The government has announced details of the first tranche of recipients of its £1 billion build-to-rent fund, reports Property Week.
The Communities and Local Government department has revealed the first 45 successful bidders, which includes eight housing associations, that will share £700 million from the first round of the government scheme.
The 45 major private rental building projects can now go forward for final due diligence checks, ahead of the cash being released.
It marks the Government’s first steps towards its goal of creating a more balanced rental market which has seen a mix of house builders, social housing providers and contractors win project backing.
The fund is designed to give developers access to borrowing at 2.07 per cent over a five-year period for new private rented homes. It was originally set at £200 million in October, but Chancellor George Osborne announced that this would be increased to £1 billion during his March Budget speech.
In a statement this week, Housing Minister Mark Prisk said: “This government is determined to get Britain building, and the build-to-rent fund is set to help us deliver, with up to 10,000 new homes to be built from these projects.
“We’ve seen overwhelming demand for the fund, and it’s become clear that there’s a real appetite for rental investment. We want to support that, which is why we’ve made a £1 billion Budget boost to the fund.
“Now, these new projects will help us map this almost uncharted market, bringing in new blood to improve rental quality and choice, and building the new homes that this country wants and needs.”
The first Build -to-Rent winners are:
• A2 Dominion Housing
• Blackswan Property
• Bouygues Development
• Bovis Homes
• Broomleigh Regeneration
• Carillion-Igloo
• Carpenter Investments
• CCURV LLP
• Chestnut Homes
• Clearstorm
• Climate Energy Homes
• Countryside (2 schemes)
• Crest Nicholson
• CS Capital Partners
• Derwentside Homes
• Evenbrook Capital
• Genesis Housing Association
• Geronimo
• Granger
• Greenwich Peninsula
• Housing Solutions
• Hurst Street
• Inland Homes
• Keepmoat
• Kier Project Investment
• YH Residential
• Lendlease
• Lovell Partnerships
• LPC Living
• Mill Group
• Mount Anvil
• Muse Developments
• Network Housing Group
• Notting Hill Housing
• Orbit Homes 2020
• Persimmon Homes
• PlaceFirst (2 schemes)
• Plus Dane
• Quintain Estates
• Regeneration
• Relta
• South Yorkshire Housing Association
• Taylor Wimpey
The first round projects are expected to bring forward the building of up to 10,000 new private rented homes, a quarter of which will be based in London. Details of how much funding each bidder received will be announced in May.
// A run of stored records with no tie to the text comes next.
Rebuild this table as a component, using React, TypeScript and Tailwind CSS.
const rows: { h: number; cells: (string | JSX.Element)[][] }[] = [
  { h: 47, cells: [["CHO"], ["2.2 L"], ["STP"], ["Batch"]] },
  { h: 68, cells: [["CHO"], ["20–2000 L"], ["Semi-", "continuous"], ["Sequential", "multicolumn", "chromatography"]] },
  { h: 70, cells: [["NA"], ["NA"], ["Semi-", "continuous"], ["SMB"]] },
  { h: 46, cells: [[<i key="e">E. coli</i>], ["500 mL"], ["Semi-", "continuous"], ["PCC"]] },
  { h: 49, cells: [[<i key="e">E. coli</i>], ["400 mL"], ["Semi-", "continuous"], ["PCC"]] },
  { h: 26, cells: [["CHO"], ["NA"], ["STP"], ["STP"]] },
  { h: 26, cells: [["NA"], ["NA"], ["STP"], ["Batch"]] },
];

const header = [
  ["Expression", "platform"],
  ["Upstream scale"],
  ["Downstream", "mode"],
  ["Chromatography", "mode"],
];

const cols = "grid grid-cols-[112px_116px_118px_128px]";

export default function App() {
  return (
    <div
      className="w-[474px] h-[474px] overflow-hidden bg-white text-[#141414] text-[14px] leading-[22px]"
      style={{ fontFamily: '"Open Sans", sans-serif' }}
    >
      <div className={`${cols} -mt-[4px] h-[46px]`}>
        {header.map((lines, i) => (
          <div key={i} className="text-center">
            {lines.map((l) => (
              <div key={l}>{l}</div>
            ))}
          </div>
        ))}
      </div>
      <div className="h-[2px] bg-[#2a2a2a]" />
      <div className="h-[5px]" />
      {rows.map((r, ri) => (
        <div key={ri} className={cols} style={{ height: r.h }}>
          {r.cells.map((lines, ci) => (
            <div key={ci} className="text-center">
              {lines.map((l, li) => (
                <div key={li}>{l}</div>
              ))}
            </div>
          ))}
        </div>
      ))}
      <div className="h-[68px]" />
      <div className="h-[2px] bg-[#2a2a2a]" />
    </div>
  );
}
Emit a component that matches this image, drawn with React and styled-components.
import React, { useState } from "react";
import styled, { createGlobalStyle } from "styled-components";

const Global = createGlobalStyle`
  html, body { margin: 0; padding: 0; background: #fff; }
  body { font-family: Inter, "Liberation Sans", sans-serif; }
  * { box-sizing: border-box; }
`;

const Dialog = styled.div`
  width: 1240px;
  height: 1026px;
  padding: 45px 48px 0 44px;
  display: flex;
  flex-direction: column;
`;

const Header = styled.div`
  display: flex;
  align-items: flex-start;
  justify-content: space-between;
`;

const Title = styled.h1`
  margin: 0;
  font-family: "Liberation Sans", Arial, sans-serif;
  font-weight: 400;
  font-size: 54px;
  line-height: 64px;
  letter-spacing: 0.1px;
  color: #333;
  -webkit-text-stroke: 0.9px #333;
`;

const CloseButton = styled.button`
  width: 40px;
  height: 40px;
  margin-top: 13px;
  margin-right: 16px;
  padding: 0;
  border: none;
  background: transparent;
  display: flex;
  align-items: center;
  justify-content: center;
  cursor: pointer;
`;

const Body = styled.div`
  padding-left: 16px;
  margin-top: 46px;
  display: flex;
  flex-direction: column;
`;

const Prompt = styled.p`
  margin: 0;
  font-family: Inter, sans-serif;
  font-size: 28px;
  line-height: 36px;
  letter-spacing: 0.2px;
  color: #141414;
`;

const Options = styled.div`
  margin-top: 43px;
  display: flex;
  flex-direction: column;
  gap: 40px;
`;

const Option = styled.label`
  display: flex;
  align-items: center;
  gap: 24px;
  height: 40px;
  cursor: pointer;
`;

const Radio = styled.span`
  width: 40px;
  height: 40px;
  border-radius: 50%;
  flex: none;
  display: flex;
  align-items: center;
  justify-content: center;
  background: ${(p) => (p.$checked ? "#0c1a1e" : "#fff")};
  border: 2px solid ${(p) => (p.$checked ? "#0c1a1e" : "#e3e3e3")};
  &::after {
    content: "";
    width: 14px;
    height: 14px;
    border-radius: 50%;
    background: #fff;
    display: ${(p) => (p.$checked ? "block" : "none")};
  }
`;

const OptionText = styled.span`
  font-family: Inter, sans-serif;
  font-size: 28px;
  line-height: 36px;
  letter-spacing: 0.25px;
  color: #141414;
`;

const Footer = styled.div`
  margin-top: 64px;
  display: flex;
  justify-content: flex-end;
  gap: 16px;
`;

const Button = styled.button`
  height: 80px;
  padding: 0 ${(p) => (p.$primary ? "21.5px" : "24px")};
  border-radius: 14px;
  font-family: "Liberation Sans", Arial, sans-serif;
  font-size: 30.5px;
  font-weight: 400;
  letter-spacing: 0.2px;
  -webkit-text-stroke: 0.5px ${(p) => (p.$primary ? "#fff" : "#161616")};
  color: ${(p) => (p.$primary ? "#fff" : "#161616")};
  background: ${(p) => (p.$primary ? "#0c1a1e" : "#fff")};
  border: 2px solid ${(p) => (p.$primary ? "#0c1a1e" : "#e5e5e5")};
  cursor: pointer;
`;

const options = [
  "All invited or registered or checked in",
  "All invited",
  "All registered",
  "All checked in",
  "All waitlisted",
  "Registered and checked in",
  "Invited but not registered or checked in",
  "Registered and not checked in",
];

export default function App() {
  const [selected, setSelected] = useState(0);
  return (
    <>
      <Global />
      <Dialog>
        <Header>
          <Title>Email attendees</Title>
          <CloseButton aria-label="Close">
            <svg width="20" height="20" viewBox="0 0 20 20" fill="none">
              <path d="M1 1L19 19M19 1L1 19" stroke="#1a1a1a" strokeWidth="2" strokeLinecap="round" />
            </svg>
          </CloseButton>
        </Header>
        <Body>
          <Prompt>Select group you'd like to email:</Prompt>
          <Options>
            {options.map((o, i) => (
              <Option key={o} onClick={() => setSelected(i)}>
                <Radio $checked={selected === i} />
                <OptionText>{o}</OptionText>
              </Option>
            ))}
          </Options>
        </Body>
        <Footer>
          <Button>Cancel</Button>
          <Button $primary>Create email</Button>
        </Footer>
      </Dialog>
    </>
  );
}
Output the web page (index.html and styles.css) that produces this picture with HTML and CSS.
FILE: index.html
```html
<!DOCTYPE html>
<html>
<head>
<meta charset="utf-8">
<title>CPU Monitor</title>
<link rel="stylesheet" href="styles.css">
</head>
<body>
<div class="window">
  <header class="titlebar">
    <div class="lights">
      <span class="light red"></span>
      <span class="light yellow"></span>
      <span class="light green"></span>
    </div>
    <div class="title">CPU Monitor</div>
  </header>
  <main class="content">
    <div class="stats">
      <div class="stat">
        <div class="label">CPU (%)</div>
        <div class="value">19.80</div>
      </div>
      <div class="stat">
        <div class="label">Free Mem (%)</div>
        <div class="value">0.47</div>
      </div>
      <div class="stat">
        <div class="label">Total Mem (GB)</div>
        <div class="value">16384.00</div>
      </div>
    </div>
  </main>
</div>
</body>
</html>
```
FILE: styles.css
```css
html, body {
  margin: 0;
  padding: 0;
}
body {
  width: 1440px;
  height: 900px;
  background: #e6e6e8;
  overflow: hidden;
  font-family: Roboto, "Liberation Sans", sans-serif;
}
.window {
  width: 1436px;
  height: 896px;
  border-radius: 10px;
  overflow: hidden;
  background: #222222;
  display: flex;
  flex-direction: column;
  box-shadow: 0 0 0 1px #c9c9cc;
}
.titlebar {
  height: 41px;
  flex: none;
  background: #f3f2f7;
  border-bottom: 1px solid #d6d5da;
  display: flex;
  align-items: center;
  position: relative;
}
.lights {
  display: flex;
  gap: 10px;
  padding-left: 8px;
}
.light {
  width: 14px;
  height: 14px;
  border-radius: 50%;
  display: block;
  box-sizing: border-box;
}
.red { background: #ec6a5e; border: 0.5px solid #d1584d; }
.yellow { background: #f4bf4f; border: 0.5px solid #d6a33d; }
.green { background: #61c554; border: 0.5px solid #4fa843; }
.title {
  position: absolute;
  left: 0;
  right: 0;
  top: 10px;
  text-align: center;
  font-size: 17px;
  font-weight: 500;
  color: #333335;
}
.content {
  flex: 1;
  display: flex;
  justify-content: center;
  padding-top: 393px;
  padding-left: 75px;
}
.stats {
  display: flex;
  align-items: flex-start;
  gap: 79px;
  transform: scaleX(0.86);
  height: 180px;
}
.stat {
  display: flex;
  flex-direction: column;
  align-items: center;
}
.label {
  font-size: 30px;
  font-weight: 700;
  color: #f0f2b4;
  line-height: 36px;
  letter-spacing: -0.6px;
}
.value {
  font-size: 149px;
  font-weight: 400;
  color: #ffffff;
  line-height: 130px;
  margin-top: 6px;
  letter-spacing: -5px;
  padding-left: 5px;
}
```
Mayor of London, Boris Johnson added: “With London’s population expanding at record pace, we need to build around a million new homes in the next 25 years to meet demand and avert a possible housing crisis. Increasing supply in the private rented sector has a massive part to play in this.
Building new well-designed homes to rent will also lead to a more balanced rental market for Londoners, as well as providing construction jobs and stimulating growth for London’s economy by making it an even better place to live and work in.”
The government this week also confirmed the members of its new private rented sector housing taskforce.
The group, led by Stanford Mallinson founder, Andrew Stanford, will provide support and advice for developers with projects that were not successful in the first round of bidding in order to make them viable for investment in the future.
Other additional taskforce members include: Julian D’Arcy of Kirkby Capital; Johanna Embling, a former Equity Partner at Cushman & Wakefield; Tracy Hartley, a specialist asset manager at Grainger; and Dominic Martin, a Senior Analyst at EC Harris.
A second round of bidding for the remaining £300 million is expected to open later this year, and will be handled by the Homes and Communities Agency.